Society Types

Throughout human history, there have been various types of societies that people have been found to inhabit. Although it might not be totally fair or accurate to state that these societies have appeared in chronological order since most of these societies are still present today, the types that are considered “older” are not as frequently found as later forms of societies.

This post will cover several commonly found societies in the world. These types of societies are…

  • Hunter gather
  • Pastoral
  • Horticultural
  • Agricultural
  • Feudal
  • Industrial
  • Informational

Preindustrial Societies

The first four societies (Hunter-Gatherer, Pastoral, Horticultural, and Agricultural) are considered preindustrial societies.


A Hunter-gather society focuses on hunting and foraging or gathering plants for food that are uncultivated. Family and tribe and generally important in these types of societies. Often, this society is migratory follow the resources they hunt or leaving an area once the resources are depleted.


Hunter-gatherers are considered the oldest type of society. However, today they are rare to find, except for indigenous peoples in various parts of the world. As the world becomes more urbanized and centralized, many governments prefer to keep a closer eye on people who wander from place to place and thus often discourage this lifestyle. As such, hunter-gathers are continuing to decline in terms of their numbers.


A pastoral society is a society in which the people have chosen to domesticate animals and plants. Despite this development, pastoral societies still had a nomadic lifestyle because they had to follow the food source of their animals. With the domestication of animals also came the use of the animals not just for food but also for clothing, transportation, and a general surplus of food. With this surplus, people began to specialize in various occupations needed by their society.

Horticultural and Agricultural

Horticultural societies developed in places with enough rain to allow people to stay in one place and grow feed in permanent settlements. Unlike the other two societies mentioned, horticulturalists did not live a nomadic lifestyle. What horticultural societies were missing was strong, reliable tools, which came with the development of agricultural societies.

Agricultural societies involved the use of tools that took farming from subsistence to a commercial level. People could not farm not just for survival but for profit. Various techniques for farming also developed, such as the use of fertilizers, crop rotation, and tools were use to boost yields. Specialization was also stronger, and many people would work in various occupations that had nothing to do with farming. Examples include the scholar, blacksmith, merchant, and more. With these various classes came division as one class or the other was viewed as superior to another.


Feudal societies are commonly found in the Middle Ages in Europe and in places such as Russia, Japan, and Thailand, among other places. This society did not involve a major technological change in how food production took place but was rather a time of power consolidation.

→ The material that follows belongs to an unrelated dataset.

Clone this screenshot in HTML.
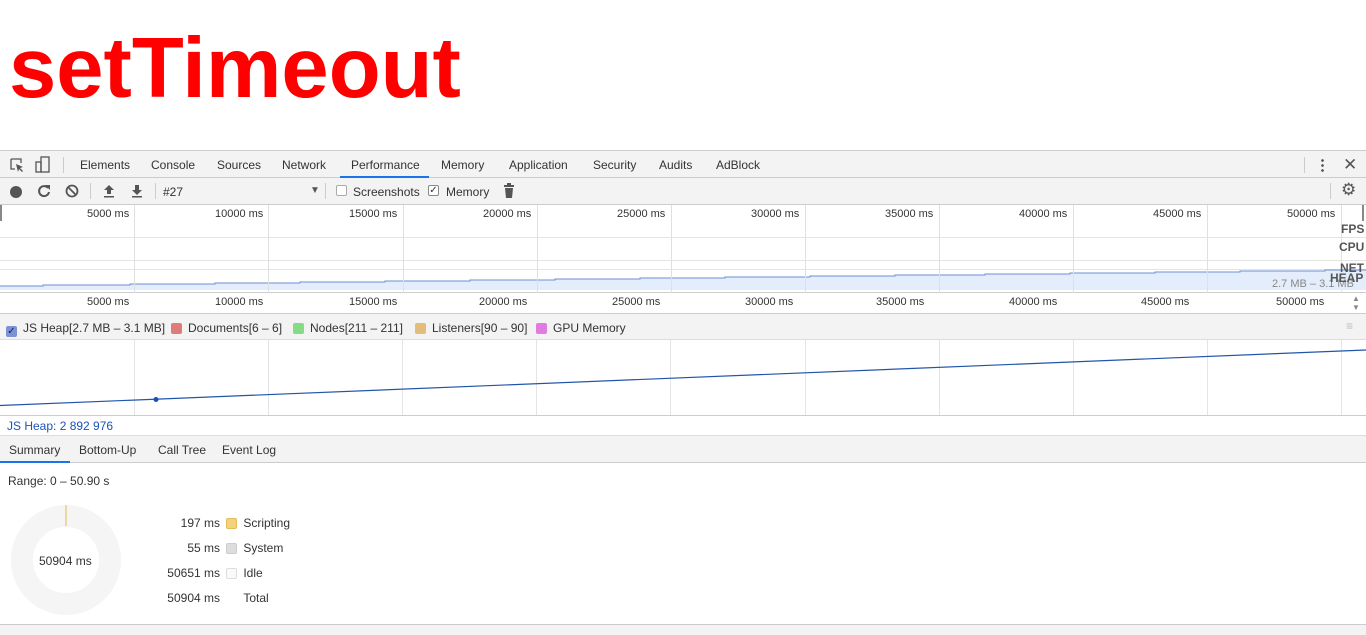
<!DOCTYPE html>
<html><head><meta charset="utf-8"><style>
*{margin:0;padding:0;box-sizing:border-box}
body{width:1366px;height:635px;overflow:hidden;background:#fff;font-family:"Liberation Sans",sans-serif;font-size:12px;color:#333;position:relative}
.abs{position:absolute}
h1{position:absolute;left:9px;top:19px;font-size:85px;font-weight:bold;color:#f00;line-height:100px;letter-spacing:0}
.bar{position:absolute;left:0;width:1366px;background:#f3f3f3;border-bottom:1px solid #ccc}
.tab{position:absolute;top:0;height:27px;line-height:27px;color:#333;font-size:12px}
.lbl{position:absolute;font-size:11px;color:#333}
.sw{display:inline-block;width:11px;height:11px;border-radius:2px;vertical-align:-2px;margin-right:6px}
</style></head><body>
<h1>setTimeout</h1>

<div class="bar" style="top:150px;height:28px;border-top:1px solid #ccc">
 <svg class="abs" style="left:9px;top:6px" width="16" height="16" viewBox="0 0 16 16"><path d="M2 2h10v4M2 2v10h4" fill="none" stroke="#555" stroke-width="1.3"/><path d="M7 7l7 3-3 1 3 3-1 1-3-3-1 3z" fill="#555"/></svg>
 <svg class="abs" style="left:35px;top:5px" width="16" height="18" viewBox="0 0 16 18"><rect x="6" y="1" width="8" height="15" fill="none" stroke="#555" stroke-width="1.3"/><rect x="1" y="6" width="5" height="10" fill="none" stroke="#555" stroke-width="1.3"/></svg>
 <div class="abs" style="left:63px;top:6px;width:1px;height:16px;background:#ccc"></div>
 <span class="tab" style="left:80px;top:1px">Elements</span>
 <span class="tab" style="left:151px;top:1px">Console</span>
 <span class="tab" style="left:217px;top:1px">Sources</span>
 <span class="tab" style="left:282px;top:1px">Network</span>
 <span class="tab" style="left:351px;top:1px">Performance</span>
 <div class="abs" style="left:340px;top:25px;width:89px;height:2px;background:#1a73e8"></div>
 <span class="tab" style="left:441px;top:1px">Memory</span>
 <span class="tab" style="left:509px;top:1px">Application</span>
 <span class="tab" style="left:593px;top:1px">Security</span>
 <span class="tab" style="left:659px;top:1px">Audits</span>
 <span class="tab" style="left:716px;top:1px">AdBlock</span>
 <div class="abs" style="left:1304px;top:6px;width:1px;height:16px;background:#ccc"></div>
 <div class="abs" style="left:1321px;top:7px;width:3px;height:14px;background:radial-gradient(circle,#555 1.2px,transparent 1.5px) 0 0/3px 5px"></div>
 <span class="tab" style="left:1343px;font-size:17px;color:#555">✕</span>
</div>

<div class="bar" style="top:178px;height:27px">
 <div class="abs" style="left:10px;top:8px;width:12px;height:12px;border-radius:50%;background:#555"></div>
 <svg class="abs" style="left:37px;top:6px" width="14" height="14" viewBox="0 0 14 14"><path d="M11 4A5 5 0 1 0 12 8" fill="none" stroke="#555" stroke-width="2"/><path d="M8 1h5v5z" fill="#555"/></svg>
 <svg class="abs" style="left:65px;top:6px" width="14" height="14" viewBox="0 0 14 14"><circle cx="7" cy="7" r="5.5" fill="none" stroke="#555" stroke-width="1.8"/><path d="M3 3l8 8" stroke="#555" stroke-width="1.8"/></svg>
 <div class="abs" style="left:90px;top:5px;width:1px;height:16px;background:#ccc"></div>
 <svg class="abs" style="left:103px;top:6px" width="12" height="14" viewBox="0 0 12 14"><path d="M6 1L1 6h3v4h4V6h3z M1 12h10v1.5H1z" fill="#555"/></svg>
 <svg class="abs" style="left:131px;top:6px" width="12" height="14" viewBox="0 0 12 14"><path d="M6 11L1 6h3V1h4v5h3z M1 12h10v1.5H1z" fill="#555"/></svg>
 <div class="abs" style="left:155px;top:5px;width:1px;height:16px;background:#ccc"></div>
 <span class="abs" style="left:163px;top:7px">#27</span>
 <span class="abs" style="left:310px;top:7px;font-size:10px;color:#555">▼</span>
 <div class="abs" style="left:325px;top:5px;width:1px;height:16px;background:#ccc"></div>
 <div class="abs" style="left:336px;top:7px;width:11px;height:11px;border:1px solid #aaa;border-radius:2px;background:#fff"></div>
 <span class="abs" style="left:353px;top:7px">Screenshots</span>
 <div class="abs" style="left:428px;top:7px;width:11px;height:11px;border:1px solid #888;border-radius:2px;background:#fff;font-size:10px;line-height:9px;text-align:center">✓</div>
 <span class="abs" style="left:446px;top:7px">Memory</span>
 <svg class="abs" style="left:503px;top:5px" width="12" height="15" viewBox="0 0 12 15"><path d="M1 2h10v2H1z M4 0h4v2H4z M2 5h8l-1 10H3z" fill="#555"/></svg>
 <div class="abs" style="left:1330px;top:5px;width:1px;height:16px;background:#ccc"></div>
 <span class="abs" style="left:1341px;top:2px;font-size:17px;color:#555">⚙</span>
</div>

<div class="abs" style="left:0;top:205px;width:1366px;height:88px;background:#fff">
 <svg class="abs" style="left:0;top:0" width="1366" height="88">
  <g stroke="#e4e4e4"><line x1="0" y1="32.5" x2="1366" y2="32.5"/><line x1="0" y1="55.5" x2="1366" y2="55.5"/><line x1="0" y1="64.5" x2="1366" y2="64.5"/></g>
  <polygon points="0,85 0,81 43,81 43,80 130,80 130,79 215,79 215,78 300,78 300,77 385,77 385,76 470,76 470,75 555,75 555,74 640,74 640,73 725,73 725,72 810,72 810,71 895,71 895,70 985,70 985,69 1070,69 1070,68 1155,68 1155,67 1240,67 1240,66 1325,66 1325,65 1366,65 1366,85" fill="#e3edfb" stroke="none"/>
  <polyline points="0,81 43,81 43,80 130,80 130,79 215,79 215,78 300,78 300,77 385,77 385,76 470,76 470,75 555,75 555,74 640,74 640,73 725,73 725,72 810,72 810,71 895,71 895,70 985,70 985,69 1070,69 1070,68 1155,68 1155,67 1240,67 1240,66 1325,66 1325,65 1366,65" fill="none" stroke="#6d8fd6" stroke-width="1"/>
  <line x1="0" y1="87.5" x2="1366" y2="87.5" stroke="#ccc"/>
  <g stroke="#e0e0e0"><line x1="134.5" y1="0" x2="134.5" y2="88"/><line x1="268.5" y1="0" x2="268.5" y2="88"/><line x1="403.5" y1="0" x2="403.5" y2="88"/><line x1="537.5" y1="0" x2="537.5" y2="88"/><line x1="671.5" y1="0" x2="671.5" y2="88"/><line x1="805.5" y1="0" x2="805.5" y2="88"/><line x1="939.5" y1="0" x2="939.5" y2="88"/><line x1="1073.5" y1="0" x2="1073.5" y2="88"/><line x1="1207.5" y1="0" x2="1207.5" y2="88"/><line x1="1341.5" y1="0" x2="1341.5" y2="88"/></g>
  <rect x="0" y="0" width="2" height="16" fill="#888"/><rect x="1362" y="0" width="2" height="16" fill="#888"/>
 </svg>
 <span class="lbl" style="left:87px;top:3px">5000 ms</span><span class="lbl" style="left:215px;top:3px">10000 ms</span><span class="lbl" style="left:349px;top:3px">15000 ms</span><span class="lbl" style="left:483px;top:3px">20000 ms</span><span class="lbl" style="left:617px;top:3px">25000 ms</span><span class="lbl" style="left:751px;top:3px">30000 ms</span><span class="lbl" style="left:885px;top:3px">35000 ms</span><span class="lbl" style="left:1019px;top:3px">40000 ms</span><span class="lbl" style="left:1153px;top:3px">45000 ms</span><span class="lbl" style="left:1287px;top:3px">50000 ms</span>
 <span class="abs" style="left:1341px;top:17px;font-size:12px;font-weight:bold;color:#555">FPS</span>
 <span class="abs" style="left:1339px;top:35px;font-size:12px;font-weight:bold;color:#555">CPU</span>
 <span class="abs" style="left:1340px;top:56px;font-size:12px;font-weight:bold;color:#555">NET</span>
 <span class="abs" style="left:1272px;top:73px;font-size:11px;color:#888;background:#e3edfb">2.7 MB – 3.1 MB</span>
 <span class="abs" style="left:1330px;top:66px;font-size:12px;font-weight:bold;color:#555">HEAP</span>
</div>
<div class="abs" style="left:0;top:293px;width:1366px;height:21px;background:#fff;border-bottom:1px solid #ccc">
 <span class="lbl" style="left:87px;top:3px">5000 ms</span><span class="lbl" style="left:215px;top:3px">10000 ms</span><span class="lbl" style="left:349px;top:3px">15000 ms</span><span class="lbl" style="left:479px;top:3px">20000 ms</span><span class="lbl" style="left:612px;top:3px">25000 ms</span><span class="lbl" style="left:745px;top:3px">30000 ms</span><span class="lbl" style="left:876px;top:3px">35000 ms</span><span class="lbl" style="left:1009px;top:3px">40000 ms</span><span class="lbl" style="left:1141px;top:3px">45000 ms</span><span class="lbl" style="left:1276px;top:3px">50000 ms</span>
 <span class="abs" style="left:1352px;top:1px;font-size:8px;color:#888;line-height:9px">▲<br>▼</span>
</div>

<div class="bar" style="top:314px;height:26px;border-bottom:1px solid #ddd">
 <span class="abs" style="left:6px;top:7px"><span class="sw" style="background:#7b93d6;color:#123;font-size:10px;line-height:11px;text-align:center">✓</span>JS Heap[2.7 MB – 3.1 MB]</span>
 <span class="abs" style="left:171px;top:7px"><span class="sw" style="background:#e07b7b"></span>Documents[6 – 6]</span>
 <span class="abs" style="left:293px;top:7px"><span class="sw" style="background:#86db86"></span>Nodes[211 – 211]</span>
 <span class="abs" style="left:415px;top:7px"><span class="sw" style="background:#e3bd7a"></span>Listeners[90 – 90]</span>
 <span class="abs" style="left:536px;top:7px"><span class="sw" style="background:#e07be0"></span>GPU Memory</span>
 <span class="abs" style="left:1346px;top:5px;color:#bbb">≡</span>
</div>

<svg class="abs" style="left:0;top:340px" width="1366" height="76">
 <g stroke="#e4e4e4"><line x1="134.5" y1="0" x2="134.5" y2="75"/><line x1="268.5" y1="0" x2="268.5" y2="75"/><line x1="402.5" y1="0" x2="402.5" y2="75"/><line x1="536.5" y1="0" x2="536.5" y2="75"/><line x1="670.5" y1="0" x2="670.5" y2="75"/><line x1="805.5" y1="0" x2="805.5" y2="75"/><line x1="939.5" y1="0" x2="939.5" y2="75"/><line x1="1073.5" y1="0" x2="1073.5" y2="75"/><line x1="1207.5" y1="0" x2="1207.5" y2="75"/><line x1="1341.5" y1="0" x2="1341.5" y2="75"/></g>
 <line x1="0" y1="65.5" x2="1366" y2="10" stroke="#2255aa" stroke-width="1.2"/>
 <circle cx="156" cy="59.5" r="2.5" fill="#1a4fbf"/>
 <line x1="0" y1="75.5" x2="1366" y2="75.5" stroke="#ccc"/>
</svg>
<span class="abs" style="left:7px;top:419px;color:#1a55b5;font-size:12px">JS Heap: 2 892 976</span>

<div class="bar" style="top:435px;height:28px;border-top:1px solid #ddd">
 <span class="tab" style="left:9px;top:1px">Summary</span>
 <div class="abs" style="left:0;top:25px;width:70px;height:2px;background:#1a73e8"></div>
 <span class="tab" style="left:79px;top:1px">Bottom-Up</span>
 <span class="tab" style="left:158px;top:1px">Call Tree</span>
 <span class="tab" style="left:222px;top:1px">Event Log</span>
</div>

<span class="abs" style="left:8px;top:474px">Range: 0 – 50.90 s</span>
<svg class="abs" style="left:9px;top:503px" width="114" height="114"><circle cx="57" cy="57" r="44" fill="none" stroke="#f5f5f5" stroke-width="22"/><line x1="57" y1="2" x2="57" y2="23" stroke="#e3c46a" stroke-width="1.2"/></svg>
<span class="abs" style="left:39px;top:554px">50904 ms</span>
<div class="abs" style="left:150px;top:511px;width:150px;line-height:25px">
 <div><span style="display:inline-block;width:70px;text-align:right">197 ms</span> <span class="sw" style="background:#f2d27a;border:1px solid #e3bd5a;margin-left:3px"></span>Scripting</div>
 <div><span style="display:inline-block;width:70px;text-align:right">55 ms</span> <span class="sw" style="background:#ddd;border:1px solid #ccc;margin-left:3px"></span>System</div>
 <div><span style="display:inline-block;width:70px;text-align:right">50651 ms</span> <span class="sw" style="background:#fafafa;border:1px solid #ddd;margin-left:3px"></span>Idle</div>
 <div><span style="display:inline-block;width:70px;text-align:right">50904 ms</span> <span style="margin-left:20px">Total</span></div>
</div>
<div class="abs" style="left:0;top:624px;width:1366px;height:11px;background:#f3f3f3;border-top:1px solid #ccc"></div>
</body></html>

In any society, people begin to figure out how to exploit the rules to their advantage or to simply break the rules. Feudalism was essentially a rich gentry at the top exploiting the poor under them. All the poor seemed to get was protection from other rich people who wanted to conquer their village and become their slaves. There was no social mobility, and it was no way to break away and become independent.

Industrial Societies

The birth of industrial societies involves developing many forms of machinery that automate or speed up tasks. For example, steam-powered helped with transportation (trains and boats) and farm production (cotton). The improvements in technology led to increased factory production and allowed average people to own what used to be considered luxury items. Items such as paper and glass were quickly being made available for everybody.

It was during this time that people took their focuses away from the family to economic activity. A new generation of capitalists was able to unseat the feudalists from their seats of power. Essentially, capitalists were people who knew how to exploit and break the new rules for wealth and power.

Post-Industrial Societies

Perhaps the latest form of society is the post-industrial society, also known as the information age. Now, instead of making food (preindustrial focus) or making things (industrial focus), the information society uses various technical skills related to dealing with data. Today, there are jobs such as data scientists, analysis, computer science, etc., that focus on dealing with information in one way or another.

Work and career are also becoming much more important. A feudal farmer was not worried about a career, only surviving the day and relaxing in the even. The farmer’s life was focused on his family and not climbing the corporate ladder. Now, people are often socialized to put job and career before most other matters, which has weakened family relations.


Today people live in all of the societies mentioned here. It’s up to the person to decide which one of these societies works best for them. The primary goal was to share the various types of society found in the world today.